What’s to be said for a guy whose first Kickstarter investment is a color-changing toilet nightlight? That he has an aim problem? An interest in a mid-stream dance party? Yes, I helped fund the Illumibowl, and I’m not sorry.
The Illumibowl is a motion-activated, color-changing toilet nightlight. Okay, it’s a novelty, but let’s be real: Who wouldn’t want a glowing disco nightlight inside his or her toilet?
Post-Kickstarter success, the creators of the Illumibowl spent nearly a year developing this finely China-manufactured plastic gadget, and I often despaired of ever receiving mine due to all the problems they encountered along the way.
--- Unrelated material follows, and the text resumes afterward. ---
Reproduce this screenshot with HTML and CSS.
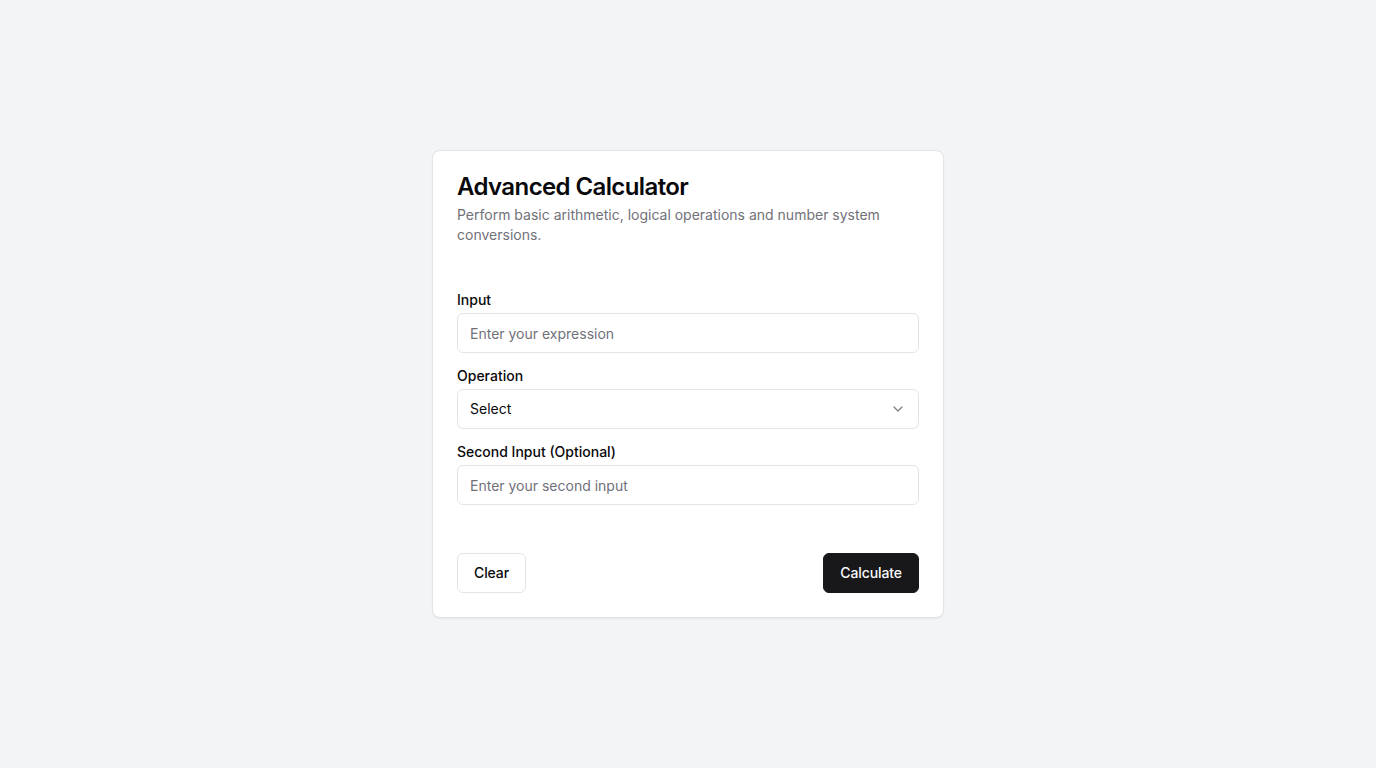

But this summer, lo and behold, my fellow backers and I were finally sent the finished product.
My verdict? This is the best $15 ever spent on a silly bathroom gadget, Kickstarter or otherwise.
The Illumibowl comes in a box half the size of a deck of cards. I received three to use, review, and give to friends. It’s a remarkably simple design—basically just a small white plastic box with a battery compartment (3 AAA batteries not included), a rounded motion detector, and some suction cups around back.
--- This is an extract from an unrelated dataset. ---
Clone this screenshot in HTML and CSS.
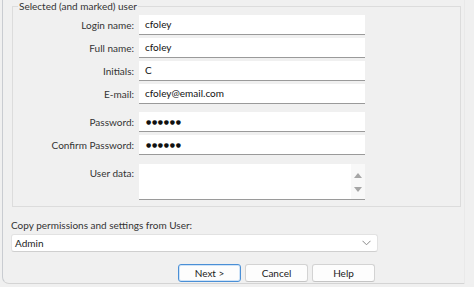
FILE: index.html
```html
<!DOCTYPE html>
<html>
<head>
<meta charset="utf-8">
<link rel="stylesheet" href="styles.css">
</head>
<body>
<div class="window">
  <fieldset class="group">
    <legend class="legend">Selected (and marked) user</legend>
    <div class="form">
      <label class="lbl">Login name:</label>
      <div class="field">cfoley</div>
      <label class="lbl">Full name:</label>
      <div class="field">cfoley</div>
      <label class="lbl">Initials:</label>
      <div class="field">C</div>
      <label class="lbl">E-mail:</label>
      <div class="field">cfoley@email.com</div>
      <label class="lbl sp">Password:</label>
      <div class="field sp pw">●●●●●●</div>
      <label class="lbl">Confirm Password:</label>
      <div class="field pw">●●●●●●</div>
      <label class="lbl sp2 top">User data:</label>
      <div class="field sp2 area">
        <div class="scroll">
          <svg width="8" height="6" viewBox="0 0 8 6"><path d="M0 6 L4 1 L8 6 Z" fill="#a6a6a6"/></svg>
          <svg width="8" height="6" viewBox="0 0 8 6"><path d="M0 0 L4 5 L8 0 Z" fill="#a6a6a6"/></svg>
        </div>
      </div>
    </div>
  </fieldset>
  <div class="copy">Copy permissions and settings from User:</div>
  <div class="select">
    <span>Admin</span>
    <svg width="9" height="6" viewBox="0 0 9 6"><path d="M0.5 0.8 L4.5 4.8 L8.5 0.8" fill="none" stroke="#8a8a8a" stroke-width="1"/></svg>
  </div>
  <div class="buttons">
    <button class="btn def">Next &gt;</button>
    <button class="btn">Cancel</button>
    <button class="btn">Help</button>
  </div>
</div>
</body>
</html>
```
FILE: styles.css
```css
html, body {
  margin: 0;
  padding: 0;
}
body {
  width: 474px;
  height: 287px;
  overflow: hidden;
  background: #f0f0f0;
  font-family: "Lato", "Open Sans", sans-serif;
  font-size: 10px;
  color: #2b2b2b;
}
.window {
  margin-left: 2px;
  width: 463px;
  height: 284px;
  box-sizing: border-box;
  background: #f0f0f0;
  border-left: 1px solid #c9ccd1;
  border-right: 1px solid #e9e9e9;
  border-bottom: 1px solid #d4d4d4;
  border-bottom-left-radius: 7px;
  overflow: hidden;
}
.group {
  margin: 0 0 0 9px;
  padding: 2px 0 6px 0;
  width: 449px;
  box-sizing: border-box;
  border: 1px solid #dcdcdc;
  min-width: 0;
}
.legend {
  padding: 0 1px;
  margin-left: 5px;
  line-height: 13px;
  color: #333;
}
.form {
  display: grid;
  grid-template-columns: 121px 226px;
  column-gap: 5px;
  row-gap: 3px;
}
.lbl {
  text-align: right;
  line-height: 20px;
  color: #333;
}
.lbl.top { line-height: 18px; }
.field {
  height: 20px;
  box-sizing: border-box;
  background: #fff;
  border-bottom: 1px solid #9a9a9a;
  padding-left: 6px;
  line-height: 19px;
  color: #111;
}
.sp { margin-top: 5px; }
.sp2 { margin-top: 6px; }
.pw {
  font-family: "DejaVu Sans", sans-serif;
  font-size: 6px;
  letter-spacing: 0.7px;
  padding-left: 7px;
}
.area {
  height: 36px;
  display: flex;
  justify-content: flex-end;
}
.scroll {
  width: 14px;
  height: 35px;
  background: #f8f8f8;
  display: flex;
  flex-direction: column;
  align-items: center;
  justify-content: space-between;
  padding: 8px 0 6px;
  box-sizing: border-box;
}
.scroll svg { display: block; }
.copy {
  margin: 11px 0 0 8px;
  line-height: 15px;
  color: #333;
}
.select {
  margin: 1px 0 0 8px;
  width: 367px;
  height: 18px;
  box-sizing: border-box;
  background: #fff;
  border: 1px solid #e2e2e2;
  border-bottom-color: #cfcfcf;
  border-radius: 3px;
  display: flex;
  align-items: center;
  justify-content: space-between;
  padding: 0 6px 0 3px;
  color: #222;
}
.select svg { display: block; }
.buttons {
  margin: 12px 0 0 175px;
  display: flex;
  gap: 4px;
}
.btn {
  width: 63px;
  height: 18px;
  box-sizing: border-box;
  background: #fdfdfd;
  border: 1px solid #d3d3d3;
  border-bottom-color: #c4c4c4;
  border-radius: 3px;
  font-family: inherit;
  font-size: 10px;
  color: #222;
  padding: 0;
  line-height: 15px;
}
.btn.def {
  border: 1px solid #4a8fd6;
  box-shadow: inset 0 0 0 1px #cfe3f7;
}
```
The left side of the plastic housing has one small, clickable button which lets you select which color you want. Until you press it, the Illumibowl will cycle through eight different colors. They’re beautiful and magnificently weird to watch.
The fancy color-changing light is a 5mm LED capable of lasting 100,000 hours of use, theoretically offering years of mild entertainment. It’s attached to the top of the device by a flat, flexible cable that has roughly 2-3” of slack. This allows you to wrap the cord over the top of your toilet bowl. In addition, there’s a plastic clip to hold any additional cable length you don’t want.
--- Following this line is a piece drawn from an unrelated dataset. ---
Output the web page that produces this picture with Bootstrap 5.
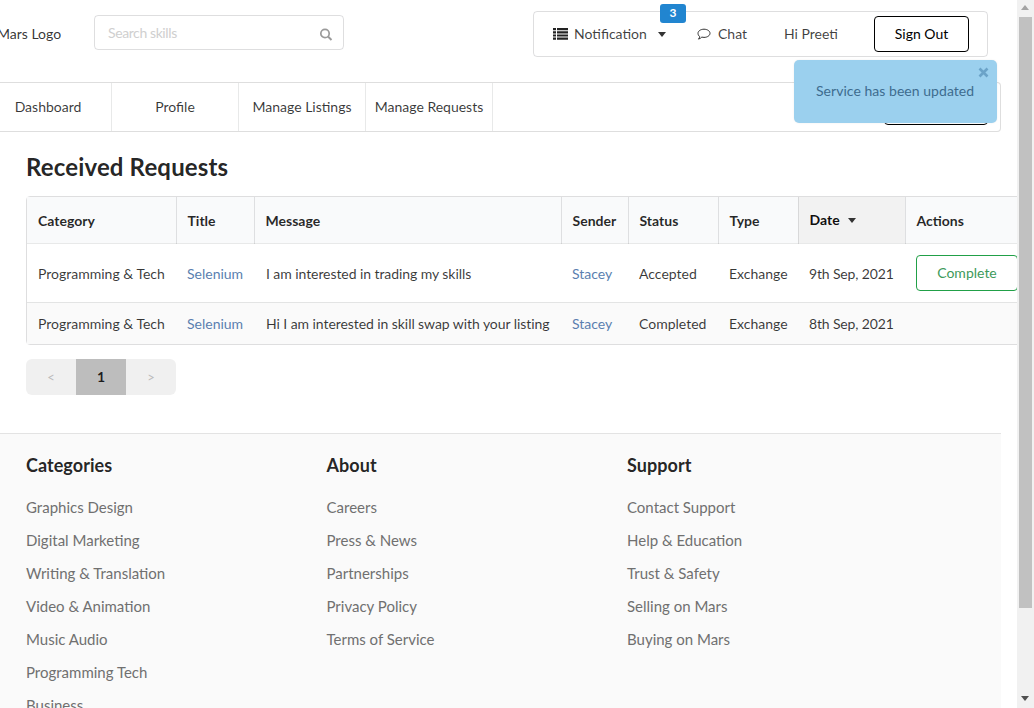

The Illumibowl easily sticks to your porcelain throne thanks to four tiny suction cups on the back of the plastic housing. On the end of the LED cord, another suction cup can be found for placement inside the rim of your toilet. Gross? Indeed—so don’t forget to clean first.
Step 1. For a proper Illumibowl test, I suggest staggering into your bathroom at 3 am during a house party feeling approximately twice as bad as after your last wedding reception. For best results, quickly collapse to your knees. If this doesn’t trigger the motion sensor, I’m not sure what will. Use the newfound light to find the toilet bowl.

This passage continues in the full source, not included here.